I have to say, that with all of the words spilled in this Glenn Greenwald post at Salon about Joe Lieberman that it’s somewhat surprising that the Gore mentioned in the post is Tipper.
It was, after all, then-VP and presidential candidate Al Gore who chose Joe Lieberman as his running mate in 2000. That act more than anything else gave Lieberman the national slimelight he’s craved ever since. He was the 2000 template for Sarah Palin: the running mate who eclipses the losing presidential candidate who picked them.

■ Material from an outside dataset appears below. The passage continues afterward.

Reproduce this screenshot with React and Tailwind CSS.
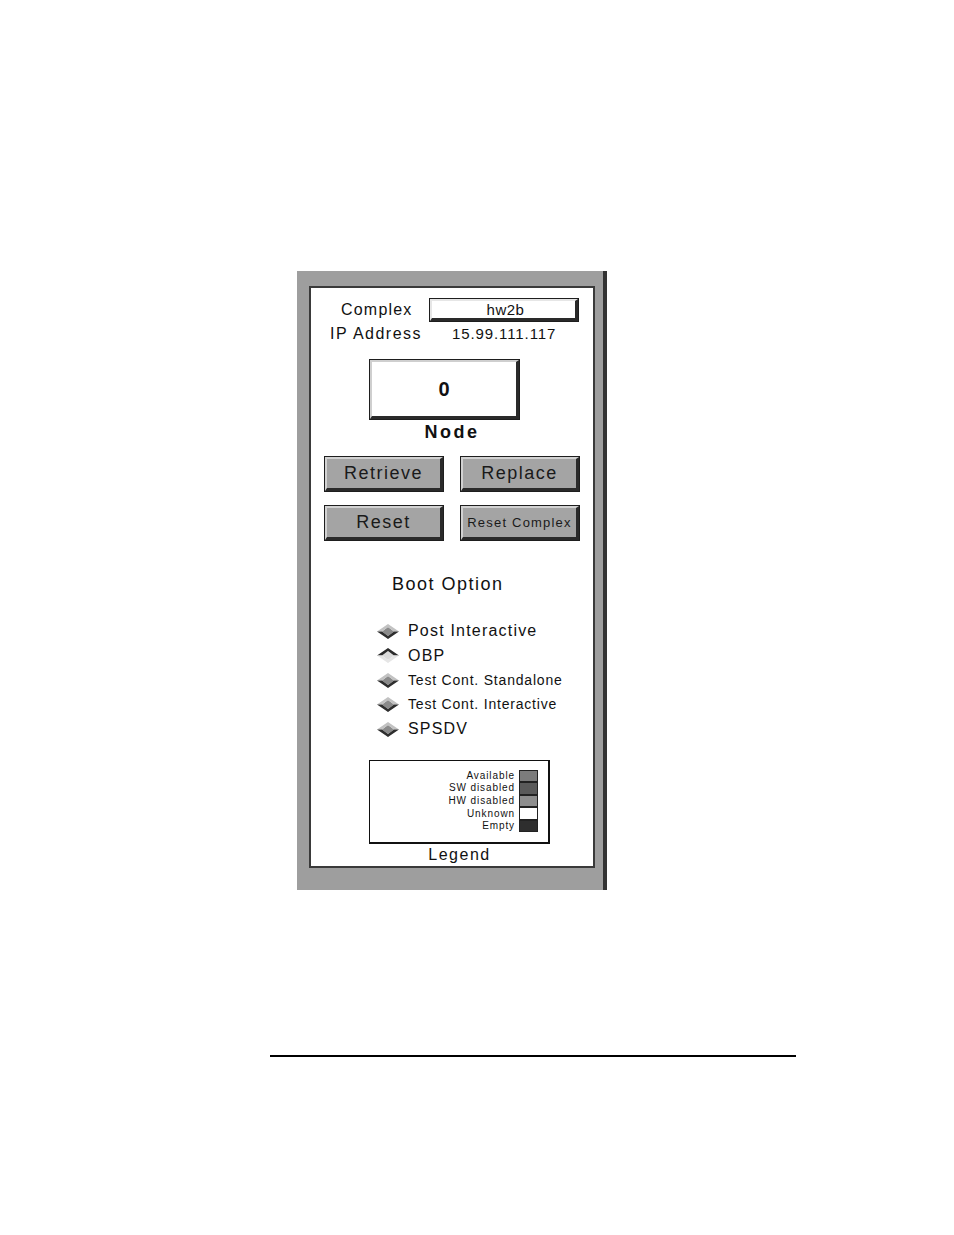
import React from "react";

const font = { fontFamily: '"Liberation Sans", Arial, sans-serif' };

// beveled motif-style box: dark outline, light top/left, dark bottom/right
const Bevel = ({ className = "", face = "bg-white", light = "border-t-[#d6d6d6] border-l-[#d6d6d6]", children }) => (
  <div className={`border border-[#1e1e1e] ${className}`}>
    <div
      className={`h-full w-full flex items-center justify-center border-t-2 border-l-2 border-r-[3px] border-b-[3px] border-r-[#2a2a2a] border-b-[#2a2a2a] ${light} ${face}`}
    >
      {children}
    </div>
  </div>
);

const Diamond = ({ on }) => (
  <svg width="22" height="15" viewBox="0 0 22 15">
    <polygon points="11,3 17,7.5 11,12 5,7.5" fill={on ? "#dcdcdc" : "#8a8a8a"} />
    <polygon points="0,7.5 11,0 22,7.5 17,7.5 11,3 5,7.5" fill={on ? "#2c2c2c" : "#c2c2c2"} />
    <polygon points="0,7.5 5,7.5 11,12 17,7.5 22,7.5 11,15" fill={on ? "#e6e6e6" : "#2e2e2e"} />
  </svg>
);

const bootOptions = [
  { label: "Post Interactive", size: "text-[16px] tracking-[1.2px]" },
  { label: "OBP", size: "text-[16px] tracking-[1.2px]", on: true },
  { label: "Test Cont. Standalone", size: "text-[14px] tracking-[0.8px]" },
  { label: "Test Cont. Interactive", size: "text-[14px] tracking-[0.8px]" },
  { label: "SPSDV", size: "text-[16px] tracking-[1.2px]" },
];

const legend = [
  { label: "Available", color: "bg-[#7c7c7c]" },
  { label: "SW disabled", color: "bg-[#5a5a5a]" },
  { label: "HW disabled", color: "bg-[#8e8e8e]" },
  { label: "Unknown", color: "bg-white" },
  { label: "Empty", color: "bg-[#2e2e2e]" },
];

const buttons = [
  { label: "Retrieve", size: "text-[18px] tracking-[1.5px]" },
  { label: "Replace", size: "text-[18px] tracking-[1.5px]" },
  { label: "Reset", size: "text-[18px] tracking-[1.5px]" },
  { label: "Reset Complex", size: "text-[13px] tracking-[1.2px]" },
];

export default function App() {
  return (
    <div className="min-h-[1235px] bg-white pt-[271px] text-[#111]" style={font}>
      <div className="ml-[297px] w-[310px] bg-[#9e9e9e] border-r-4 border-[#333] pt-[15px] pl-[12px] pr-[8px] pb-[22px]">
        <div className="w-[286px] h-[582px] bg-white border-2 border-[#3a3a3a] flex flex-col">
          {/* complex */}
          <div className="mt-[10px] h-[24px] flex items-center pl-[30px] pr-[14px]">
            <span className="text-[16px] tracking-[1.2px]">Complex</span>
            <Bevel className="ml-auto w-[150px] h-[24px]" light="border-t-[#e6e6e6] border-l-[#e6e6e6]">
              <span className="text-[15px] tracking-[0.5px] leading-none pl-[4px]">hw2b</span>
            </Bevel>
          </div>
          <div className="mt-[2px] h-[20px] flex items-center pl-[19px]">
            <span className="w-[122px] text-[16px] tracking-[1.5px]">IP Address</span>
            <span className="text-[15px] tracking-[0.9px]">15.99.111.117</span>
          </div>

          {/* node */}
          <Bevel className="mt-[15px] ml-[58px] w-[151px] h-[61px]" light="border-t-[#cfcfcf] border-l-[#cfcfcf]">
            <span className="text-[20px] font-bold">0</span>
          </Bevel>
          <div className="mt-[2px] h-[20px] flex items-center justify-center text-[18px] font-bold tracking-[2.5px]">
            Node
          </div>

          {/* action buttons */}
          <div className="mt-[14px] pl-[13px] grid grid-cols-[120px_120px] gap-x-[16px] gap-y-[13px]">
            {buttons.map((b) => (
              <Bevel key={b.label} className="h-[36px]" face="bg-[#a4a4a4]" light="border-t-[#d2d2d2] border-l-[#d2d2d2]">
                <span className={`${b.size} text-[#1a1a1a]`}>{b.label}</span>
              </Bevel>
            ))}
          </div>

          {/* boot option */}
          <div className="mt-[31px] h-[24px] flex items-center pl-[81px] text-[18px] tracking-[1.5px]">
            Boot Option
          </div>
          <div className="mt-[23px] flex flex-col pl-[66px]">
            {bootOptions.map((o) => (
              <div key={o.label} className="h-[24.5px] flex items-center gap-[9px]">
                <Diamond on={o.on} />
                <span className={o.size}>{o.label}</span>
              </div>
            ))}
          </div>

          {/* legend */}
          <div className="mt-[18px] ml-[58px] w-[181px]">
            <div className="h-[84px] border border-[#111] border-r-2 border-b-2 pt-[9px] pr-[10px] flex flex-col items-end">
              {legend.map((l) => (
                <div key={l.label} className="h-[12.6px] flex items-center">
                  <span className="text-[10px] tracking-[0.9px] leading-none mr-[4px]">{l.label}</span>
                  <div className={`w-[19px] h-[12.6px] border border-[#222] ${l.color}`} />
                </div>
              ))}
            </div>
            <div className="mt-[1px] h-[20px] flex items-center justify-center text-[16px] tracking-[1.5px]">
              Legend
            </div>
          </div>
        </div>
      </div>

      <div className="mt-[165px] ml-[270px] w-[526px] h-[2px] bg-black" />
    </div>
  );
}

It wasn’t just Lieberman’s mendacity during the recount battle that cost Gore the election. There was a large contingent of Democratic voters who sincerely disliked Lieberman for reasons that—while they might not have been apparent to everyone in 2000—have certainly been on display for most of the decade and more since.

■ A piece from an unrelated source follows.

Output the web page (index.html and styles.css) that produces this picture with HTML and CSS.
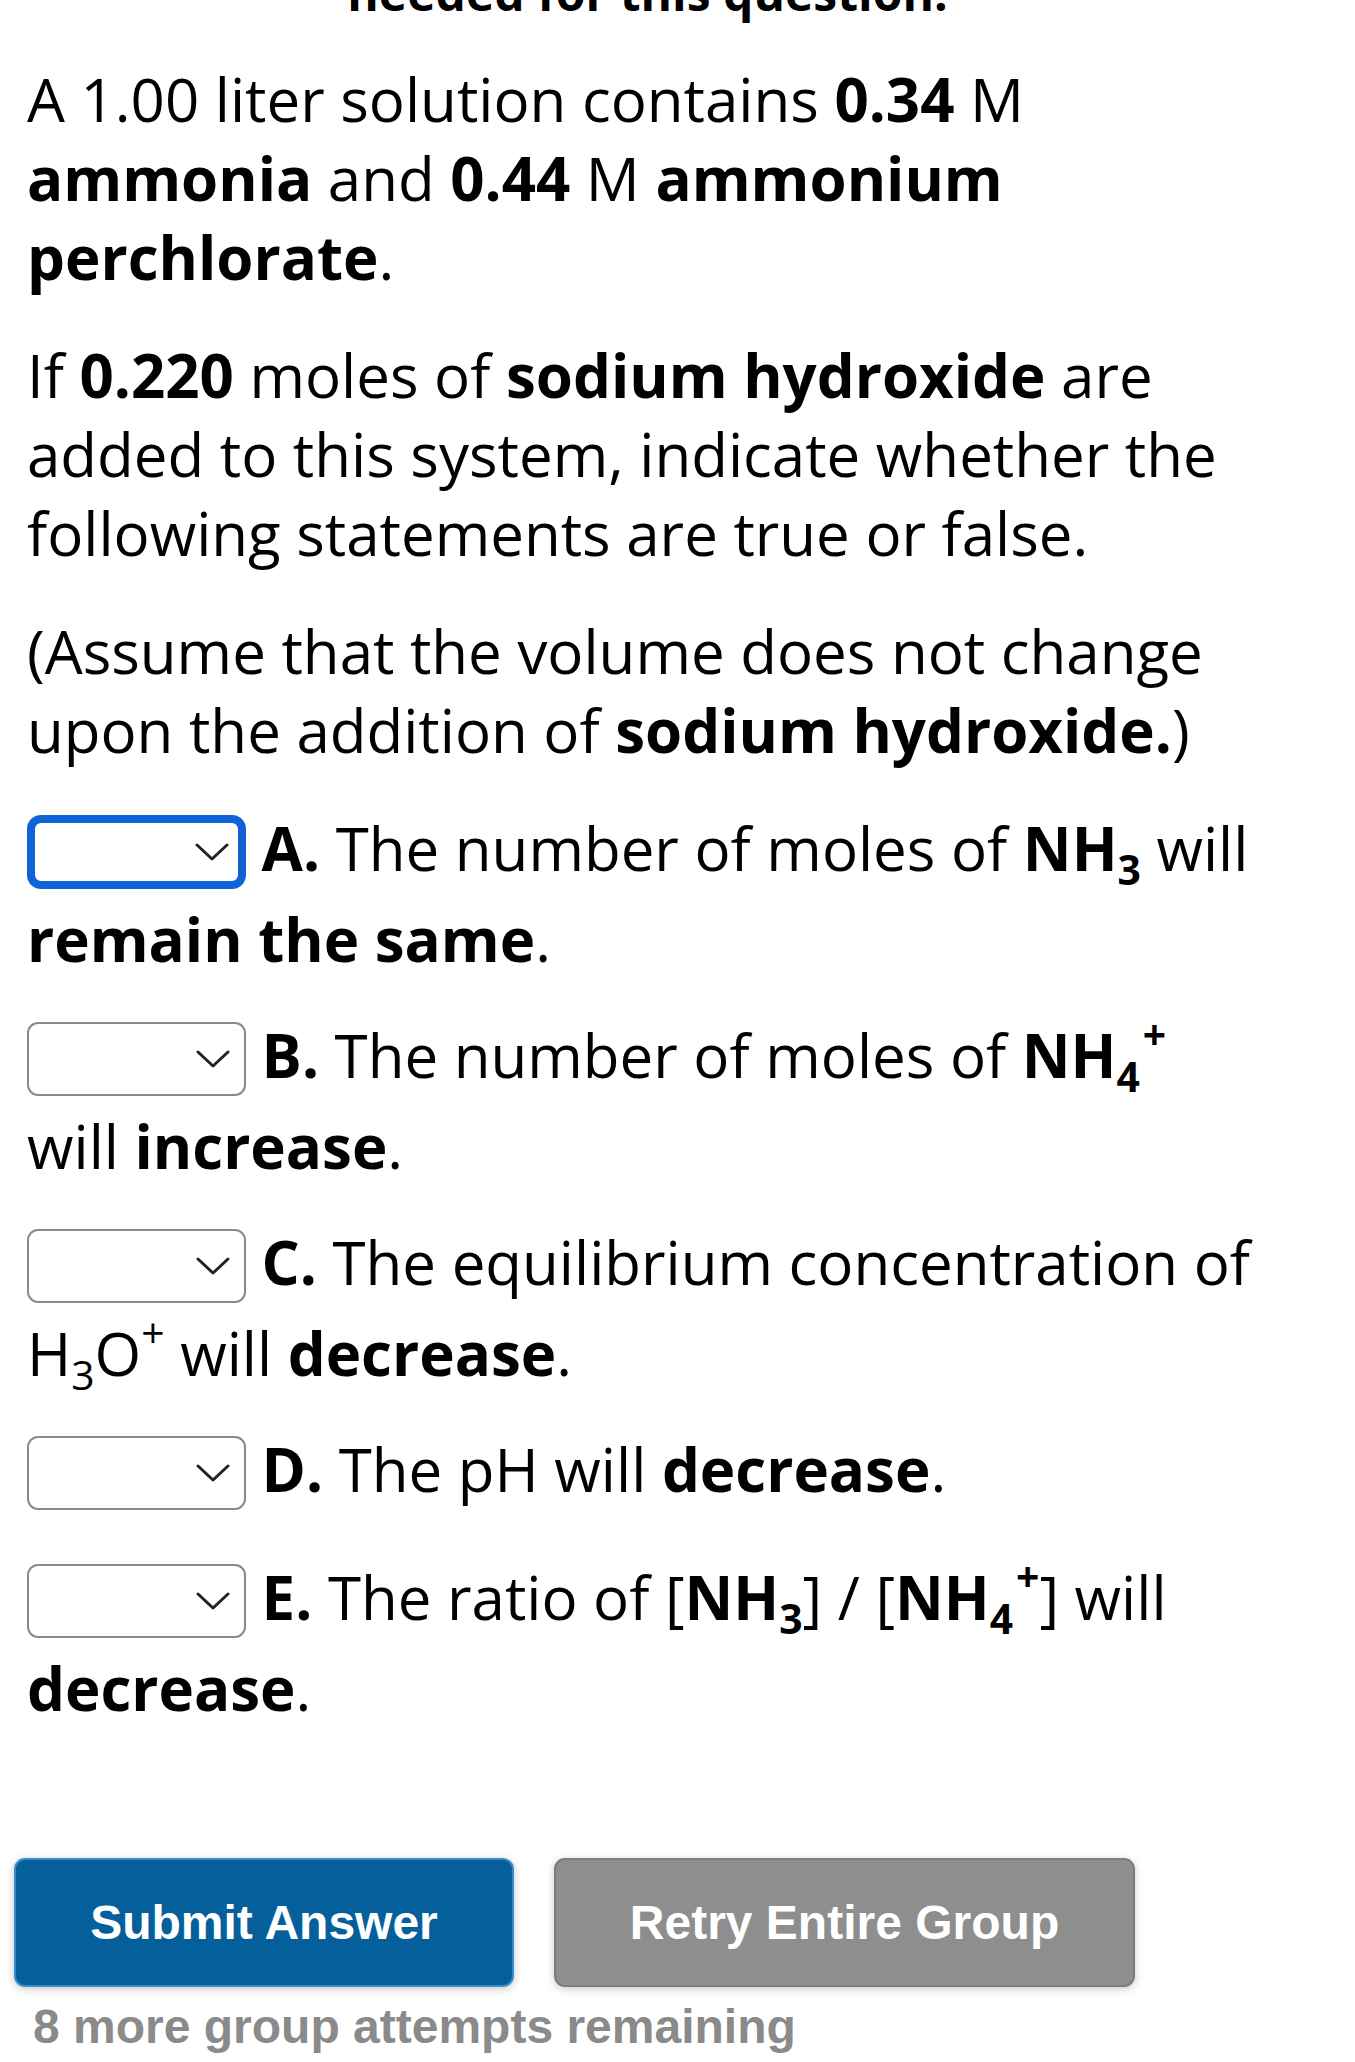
FILE: index.html
```html
<!DOCTYPE html>
<html lang="en">
<head>
<meta charset="utf-8">
<title>Buffer question</title>
<link rel="stylesheet" href="styles.css">
</head>
<body>
<main class="content">
  <p class="lead-tail">needed for this question.</p>

  <p class="q">A 1.00 liter solution contains <b>0.34</b> M <b>ammonia</b> and <b>0.44</b> M <b>ammonium perchlorate</b>.</p>

  <p class="q">If <b>0.220</b> moles of <b>sodium hydroxide</b> are added to this system, indicate whether the following statements are true or false.</p>

  <p class="q">(Assume that the volume does not change upon the addition of <b>sodium hydroxide.</b>)</p>

  <p class="q item"><span class="dd dd-focus"><span class="dd-inner"><svg class="chev" viewBox="0 0 34 18" width="34" height="18"><path d="M2 2 L17 16 L32 2"/></svg></span></span> <b>A.</b> The number of moles of <b>NH<sub>3</sub></b> will <b>remain the same</b>.</p>

  <p class="q item"><span class="dd"><span class="dd-inner"><svg class="chev" viewBox="0 0 34 18" width="34" height="18"><path d="M2 2 L17 16 L32 2"/></svg></span></span> <b>B.</b> The number of moles of <b>NH<sub>4</sub><sup class="ion">+</sup></b> will <b>increase</b>.</p>

  <p class="q item"><span class="dd"><span class="dd-inner"><svg class="chev" viewBox="0 0 34 18" width="34" height="18"><path d="M2 2 L17 16 L32 2"/></svg></span></span> <b>C.</b> The equilibrium concentration of H<sub>3</sub>O<sup>+</sup> will <b>decrease</b>.</p>

  <p class="q item"><span class="dd"><span class="dd-inner"><svg class="chev" viewBox="0 0 34 18" width="34" height="18"><path d="M2 2 L17 16 L32 2"/></svg></span></span> <b>D.</b> The pH will <b>decrease</b>.</p>

  <p class="q item"><span class="dd"><span class="dd-inner"><svg class="chev" viewBox="0 0 34 18" width="34" height="18"><path d="M2 2 L17 16 L32 2"/></svg></span></span> <b>E.</b> The ratio of [<b>NH<sub>3</sub></b>] / [<b>NH<sub>4</sub><sup class="ion">+</sup></b>] will <b>decrease</b>.</p>
</main>

<div class="actions">
  <button class="btn btn-primary" type="button">Submit Answer</button>
  <button class="btn btn-secondary" type="button">Retry Entire Group</button>
</div>
<p class="attempts">8 more group attempts remaining</p>
</body>
</html>
```

FILE: styles.css
```css
html, body {
  margin: 0;
  padding: 0;
  background: #ffffff;
}

body {
  font-family: "Open Sans", "Noto Sans", sans-serif;
  color: #000000;
  overflow: hidden;
}

.content {
  width: 1241px;
  padding-left: 27px;
}

.lead-tail {
  margin: -31px 0 43px;
  font-size: 48px;
  line-height: 48px;
  font-weight: 700;
  text-align: center;
  white-space: nowrap;
}

.q {
  margin: 0 0 39px;
  font-size: 60px;
  line-height: 79px;
}

.q.item {
  margin-bottom: 37px;
}

.q b {
  font-weight: 700;
}

sub, sup {
  font-size: 0.68em;
  line-height: 0;
}

sub {
  vertical-align: -0.35em;
}

sup {
  vertical-align: 0.68em;
}

sup.ion {
  margin-left: 3px;
}

.dd {
  display: inline-block;
  box-sizing: border-box;
  width: 219px;
  height: 74px;
  border: 2.5px solid #8a8a8a;
  border-radius: 11px;
  background: #ffffff;
  vertical-align: -29px;
  margin-bottom: 11px;
  overflow: hidden;
}

.dd-focus {
  border: 8px solid #0f63d6;
  border-radius: 14px;
}

.dd-inner {
  display: flex;
  height: 100%;
  align-items: center;
  justify-content: flex-end;
  padding-right: 14.5px;
}

.dd-focus .dd-inner {
  padding-right: 9px;
}

.chev {
  display: block;
}

.chev path {
  fill: none;
  stroke: #222222;
  stroke-width: 3;
  stroke-linecap: round;
  stroke-linejoin: round;
}

.actions {
  display: flex;
  gap: 40px;
  margin-top: 130px;
  padding-left: 14px;
}

.btn {
  box-sizing: border-box;
  height: 129px;
  padding: 0;
  border-radius: 11px;
  font-family: "Liberation Sans", Arial, sans-serif;
  font-weight: 700;
  font-size: 48px;
  color: #ffffff;
  white-space: nowrap;
  text-align: center;
  box-shadow: 0 2px 8px rgba(0, 0, 0, 0.22);
}

.btn-primary {
  width: 500px;
  background: #045f9b;
  border: 2px solid #3a8ccc;
}

.btn-secondary {
  width: 581px;
  background: #8e8e8e;
  border: 2px solid #7c7c7c;
}

.attempts {
  margin: 12px 0 0 33px;
  font-family: "Liberation Sans", Arial, sans-serif;
  font-weight: 700;
  font-size: 48px;
  line-height: 56px;
  color: #8a8a8a;
  white-space: nowrap;
}
```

It may have been a can of worms that Greenwald wasn’t interested in opening. I’ve certainly run across any number of commenters at sites over the years who’ve claimed that Lieberman “turned to the right” only after 9/11 or after he’d been rejected by the Connecticut Democrats in 2006, as if pettiness and spite were somehow excuses. Maybe Greenwald just ran out of steam; he certainly had a lot of material to choose from. But I’d make the point that the fact that Lieberman was the choice of the elders to be that “heartbeat away” from the country’s levers, combined with the praise Greenwald mentions probably reveals a lot about where the real soul of the Democratic Party is and why it seems moribund and toothless.